»»
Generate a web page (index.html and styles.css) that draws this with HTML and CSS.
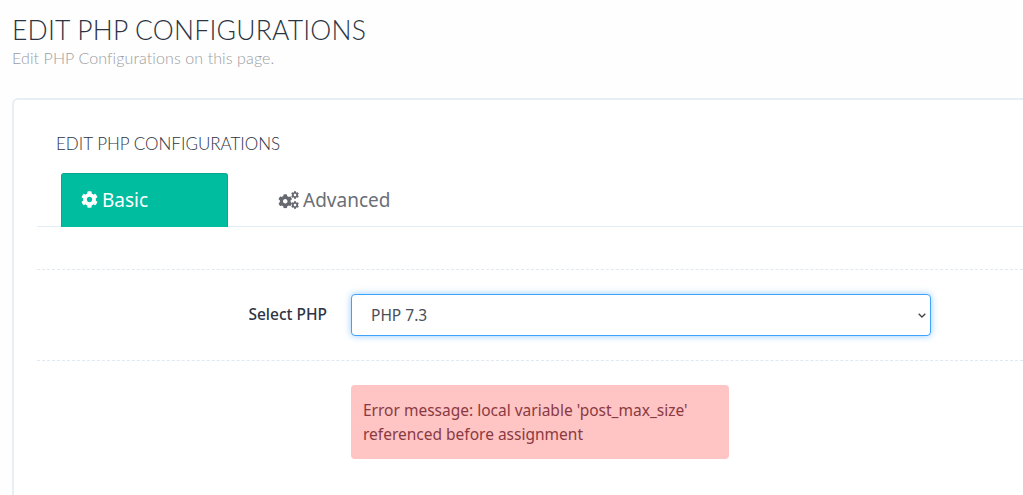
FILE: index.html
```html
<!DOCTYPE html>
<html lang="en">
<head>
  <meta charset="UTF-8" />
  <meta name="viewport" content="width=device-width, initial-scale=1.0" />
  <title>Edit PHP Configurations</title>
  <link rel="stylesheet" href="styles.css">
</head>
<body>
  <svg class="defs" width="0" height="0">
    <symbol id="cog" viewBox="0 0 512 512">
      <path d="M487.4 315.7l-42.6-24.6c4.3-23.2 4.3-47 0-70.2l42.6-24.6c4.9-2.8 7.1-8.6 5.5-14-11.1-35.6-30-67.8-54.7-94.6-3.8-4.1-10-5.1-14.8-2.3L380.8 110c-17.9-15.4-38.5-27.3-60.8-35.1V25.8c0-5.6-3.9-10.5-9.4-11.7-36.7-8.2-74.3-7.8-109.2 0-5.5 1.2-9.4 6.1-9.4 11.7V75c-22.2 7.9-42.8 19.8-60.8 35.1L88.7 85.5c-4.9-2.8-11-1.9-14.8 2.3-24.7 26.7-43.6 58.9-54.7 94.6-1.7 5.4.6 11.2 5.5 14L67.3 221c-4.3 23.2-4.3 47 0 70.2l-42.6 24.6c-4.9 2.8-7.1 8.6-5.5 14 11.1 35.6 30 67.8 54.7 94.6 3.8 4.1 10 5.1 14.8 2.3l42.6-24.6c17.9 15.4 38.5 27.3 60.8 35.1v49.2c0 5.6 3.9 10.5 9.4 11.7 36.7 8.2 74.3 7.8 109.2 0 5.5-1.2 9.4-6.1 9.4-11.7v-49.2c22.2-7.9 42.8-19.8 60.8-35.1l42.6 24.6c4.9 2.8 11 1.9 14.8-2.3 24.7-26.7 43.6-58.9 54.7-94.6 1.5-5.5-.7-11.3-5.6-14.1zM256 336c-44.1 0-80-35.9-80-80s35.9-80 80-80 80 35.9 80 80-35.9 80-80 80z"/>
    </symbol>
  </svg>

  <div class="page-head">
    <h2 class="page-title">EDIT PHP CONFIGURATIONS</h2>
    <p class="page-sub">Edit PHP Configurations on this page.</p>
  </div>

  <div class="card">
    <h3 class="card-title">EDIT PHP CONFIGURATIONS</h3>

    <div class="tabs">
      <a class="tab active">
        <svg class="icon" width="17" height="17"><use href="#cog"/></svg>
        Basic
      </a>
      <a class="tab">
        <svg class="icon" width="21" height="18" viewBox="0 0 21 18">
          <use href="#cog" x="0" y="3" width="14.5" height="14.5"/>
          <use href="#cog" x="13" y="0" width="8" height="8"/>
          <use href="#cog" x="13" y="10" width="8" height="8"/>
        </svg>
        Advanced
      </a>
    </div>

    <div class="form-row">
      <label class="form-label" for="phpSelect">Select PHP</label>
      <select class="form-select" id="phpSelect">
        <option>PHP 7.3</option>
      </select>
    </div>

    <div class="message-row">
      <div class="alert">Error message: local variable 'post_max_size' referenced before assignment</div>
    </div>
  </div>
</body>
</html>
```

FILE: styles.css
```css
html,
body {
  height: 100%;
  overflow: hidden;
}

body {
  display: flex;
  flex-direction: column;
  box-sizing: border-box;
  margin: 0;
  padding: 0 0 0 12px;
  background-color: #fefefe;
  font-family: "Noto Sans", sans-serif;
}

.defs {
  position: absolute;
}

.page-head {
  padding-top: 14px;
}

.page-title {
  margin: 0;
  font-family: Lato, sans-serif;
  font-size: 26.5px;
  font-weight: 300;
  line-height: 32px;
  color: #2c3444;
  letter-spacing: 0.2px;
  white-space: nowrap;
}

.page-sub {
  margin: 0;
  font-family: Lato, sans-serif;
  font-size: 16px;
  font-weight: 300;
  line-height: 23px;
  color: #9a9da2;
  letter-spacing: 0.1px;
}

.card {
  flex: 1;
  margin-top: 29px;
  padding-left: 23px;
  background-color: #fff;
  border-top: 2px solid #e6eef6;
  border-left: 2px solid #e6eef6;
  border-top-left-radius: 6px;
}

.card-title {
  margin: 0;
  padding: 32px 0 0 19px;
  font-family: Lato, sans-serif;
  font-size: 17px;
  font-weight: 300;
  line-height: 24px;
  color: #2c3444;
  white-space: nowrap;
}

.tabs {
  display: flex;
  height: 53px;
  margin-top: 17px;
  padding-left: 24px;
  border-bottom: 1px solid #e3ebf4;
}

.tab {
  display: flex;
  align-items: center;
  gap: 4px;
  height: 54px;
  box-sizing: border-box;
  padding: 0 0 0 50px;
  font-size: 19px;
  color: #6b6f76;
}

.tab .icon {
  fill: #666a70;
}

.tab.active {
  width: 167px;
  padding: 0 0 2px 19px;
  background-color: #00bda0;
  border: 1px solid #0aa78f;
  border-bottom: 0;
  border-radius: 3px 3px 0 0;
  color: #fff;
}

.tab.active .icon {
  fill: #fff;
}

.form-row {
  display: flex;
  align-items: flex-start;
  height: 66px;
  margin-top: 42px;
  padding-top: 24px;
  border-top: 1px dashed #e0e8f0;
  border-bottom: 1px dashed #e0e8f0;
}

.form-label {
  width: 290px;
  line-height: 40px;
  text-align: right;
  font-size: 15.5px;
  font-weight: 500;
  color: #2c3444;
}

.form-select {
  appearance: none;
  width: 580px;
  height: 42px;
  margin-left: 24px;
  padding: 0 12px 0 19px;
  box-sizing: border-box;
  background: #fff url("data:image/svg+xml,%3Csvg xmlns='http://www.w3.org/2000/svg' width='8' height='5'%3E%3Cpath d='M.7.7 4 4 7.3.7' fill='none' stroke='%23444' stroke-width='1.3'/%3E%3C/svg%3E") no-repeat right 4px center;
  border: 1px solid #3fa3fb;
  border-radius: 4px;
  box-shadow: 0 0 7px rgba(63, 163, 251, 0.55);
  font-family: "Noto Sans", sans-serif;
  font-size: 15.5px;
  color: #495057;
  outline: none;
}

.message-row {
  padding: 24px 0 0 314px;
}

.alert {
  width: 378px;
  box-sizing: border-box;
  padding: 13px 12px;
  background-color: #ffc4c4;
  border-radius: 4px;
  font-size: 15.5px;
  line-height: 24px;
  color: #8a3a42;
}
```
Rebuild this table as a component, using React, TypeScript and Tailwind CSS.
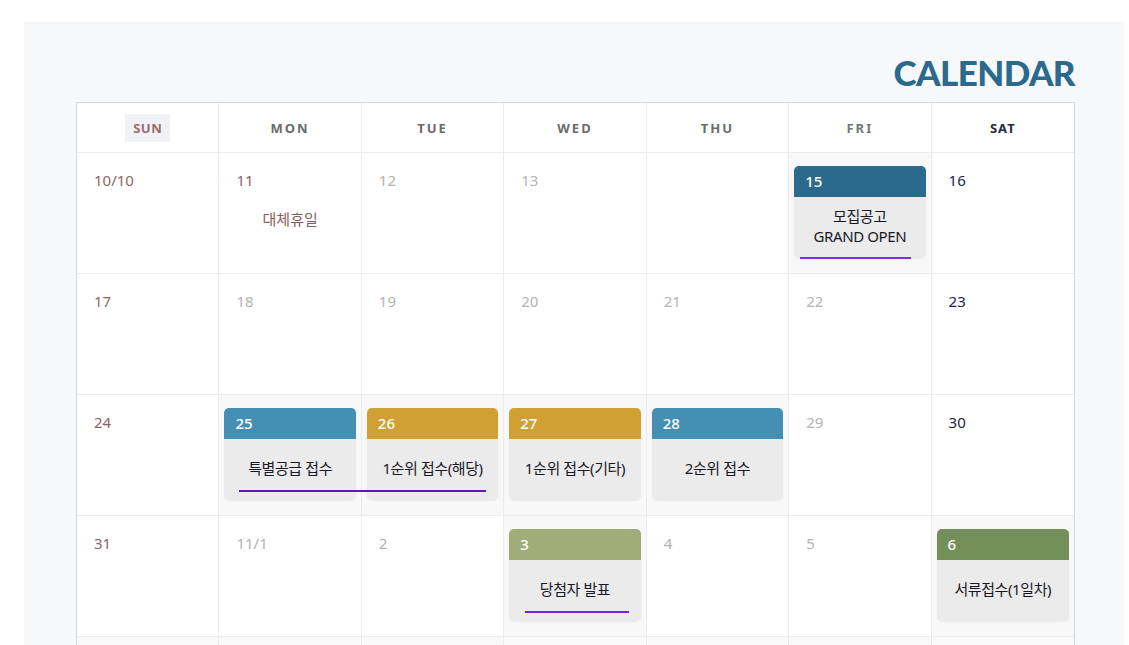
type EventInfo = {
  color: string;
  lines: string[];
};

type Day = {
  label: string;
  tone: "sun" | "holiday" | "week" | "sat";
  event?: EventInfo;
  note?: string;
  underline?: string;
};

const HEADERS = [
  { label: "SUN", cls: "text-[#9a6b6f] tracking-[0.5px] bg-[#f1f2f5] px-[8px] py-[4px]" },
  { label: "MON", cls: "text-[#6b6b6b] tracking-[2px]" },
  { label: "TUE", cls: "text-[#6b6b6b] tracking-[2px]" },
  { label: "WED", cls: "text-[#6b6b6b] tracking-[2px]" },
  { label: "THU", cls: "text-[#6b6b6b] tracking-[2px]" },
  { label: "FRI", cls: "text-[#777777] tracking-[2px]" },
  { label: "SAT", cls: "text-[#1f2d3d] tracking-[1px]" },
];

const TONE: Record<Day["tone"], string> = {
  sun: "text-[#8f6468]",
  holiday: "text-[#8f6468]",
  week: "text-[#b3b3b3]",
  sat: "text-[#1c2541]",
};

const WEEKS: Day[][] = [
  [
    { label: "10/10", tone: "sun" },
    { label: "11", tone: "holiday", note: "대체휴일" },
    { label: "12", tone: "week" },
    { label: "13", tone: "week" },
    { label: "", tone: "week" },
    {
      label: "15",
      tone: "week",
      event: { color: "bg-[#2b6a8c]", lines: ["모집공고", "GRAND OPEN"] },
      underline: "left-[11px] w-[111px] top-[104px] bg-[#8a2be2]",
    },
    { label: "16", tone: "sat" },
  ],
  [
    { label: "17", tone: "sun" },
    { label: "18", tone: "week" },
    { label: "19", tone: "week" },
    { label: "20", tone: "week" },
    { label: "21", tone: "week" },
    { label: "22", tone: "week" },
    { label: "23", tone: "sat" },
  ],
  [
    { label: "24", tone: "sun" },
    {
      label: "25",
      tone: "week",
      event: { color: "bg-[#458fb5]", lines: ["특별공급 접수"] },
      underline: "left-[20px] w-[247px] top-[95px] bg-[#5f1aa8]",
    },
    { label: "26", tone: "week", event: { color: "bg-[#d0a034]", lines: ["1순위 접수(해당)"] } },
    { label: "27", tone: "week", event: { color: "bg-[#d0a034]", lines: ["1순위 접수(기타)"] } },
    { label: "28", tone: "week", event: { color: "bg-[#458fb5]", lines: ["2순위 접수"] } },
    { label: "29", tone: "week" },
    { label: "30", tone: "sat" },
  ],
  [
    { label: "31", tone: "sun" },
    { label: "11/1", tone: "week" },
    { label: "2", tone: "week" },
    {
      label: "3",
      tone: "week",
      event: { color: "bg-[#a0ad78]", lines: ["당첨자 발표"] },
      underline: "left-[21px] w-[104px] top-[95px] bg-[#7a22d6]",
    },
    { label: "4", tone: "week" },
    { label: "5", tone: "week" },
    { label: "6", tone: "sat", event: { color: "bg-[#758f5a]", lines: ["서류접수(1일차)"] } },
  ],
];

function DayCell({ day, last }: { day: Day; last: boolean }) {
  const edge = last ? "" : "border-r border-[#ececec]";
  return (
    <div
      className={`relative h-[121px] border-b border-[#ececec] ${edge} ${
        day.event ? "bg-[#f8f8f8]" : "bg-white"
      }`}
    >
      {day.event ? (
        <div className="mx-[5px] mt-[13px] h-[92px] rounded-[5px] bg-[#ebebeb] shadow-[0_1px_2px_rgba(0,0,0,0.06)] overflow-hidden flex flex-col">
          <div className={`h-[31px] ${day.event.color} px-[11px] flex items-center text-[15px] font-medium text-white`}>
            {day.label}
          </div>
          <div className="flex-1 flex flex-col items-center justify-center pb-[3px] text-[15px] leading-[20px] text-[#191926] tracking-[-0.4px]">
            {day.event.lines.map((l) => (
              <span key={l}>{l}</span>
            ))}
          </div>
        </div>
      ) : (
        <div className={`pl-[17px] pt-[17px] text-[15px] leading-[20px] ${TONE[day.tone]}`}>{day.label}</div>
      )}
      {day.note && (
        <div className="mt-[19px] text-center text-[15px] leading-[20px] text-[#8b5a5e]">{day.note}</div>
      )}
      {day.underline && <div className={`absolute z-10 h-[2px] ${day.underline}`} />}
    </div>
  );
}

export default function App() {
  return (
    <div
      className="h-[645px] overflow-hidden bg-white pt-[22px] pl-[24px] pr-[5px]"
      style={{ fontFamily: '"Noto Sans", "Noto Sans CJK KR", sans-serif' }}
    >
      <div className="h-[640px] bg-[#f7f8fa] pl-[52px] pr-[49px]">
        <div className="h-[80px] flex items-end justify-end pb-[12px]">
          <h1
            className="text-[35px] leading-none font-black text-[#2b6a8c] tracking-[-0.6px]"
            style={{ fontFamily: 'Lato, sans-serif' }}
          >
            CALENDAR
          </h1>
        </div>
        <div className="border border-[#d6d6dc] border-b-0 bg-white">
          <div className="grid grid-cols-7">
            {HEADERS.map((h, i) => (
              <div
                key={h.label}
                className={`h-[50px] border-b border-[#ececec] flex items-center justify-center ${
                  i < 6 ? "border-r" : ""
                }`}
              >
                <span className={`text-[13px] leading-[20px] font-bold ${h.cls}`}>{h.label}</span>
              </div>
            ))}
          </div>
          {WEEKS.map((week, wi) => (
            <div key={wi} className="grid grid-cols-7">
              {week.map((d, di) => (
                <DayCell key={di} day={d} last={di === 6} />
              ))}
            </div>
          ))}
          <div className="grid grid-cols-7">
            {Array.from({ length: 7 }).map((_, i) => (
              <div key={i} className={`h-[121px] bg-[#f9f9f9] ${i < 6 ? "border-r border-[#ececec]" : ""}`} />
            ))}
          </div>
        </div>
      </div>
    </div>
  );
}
««
**STATED PROBLEM**
Find the lines of the material that hold the word "styles" and report their count alone.

**FULL OUTPUT**
3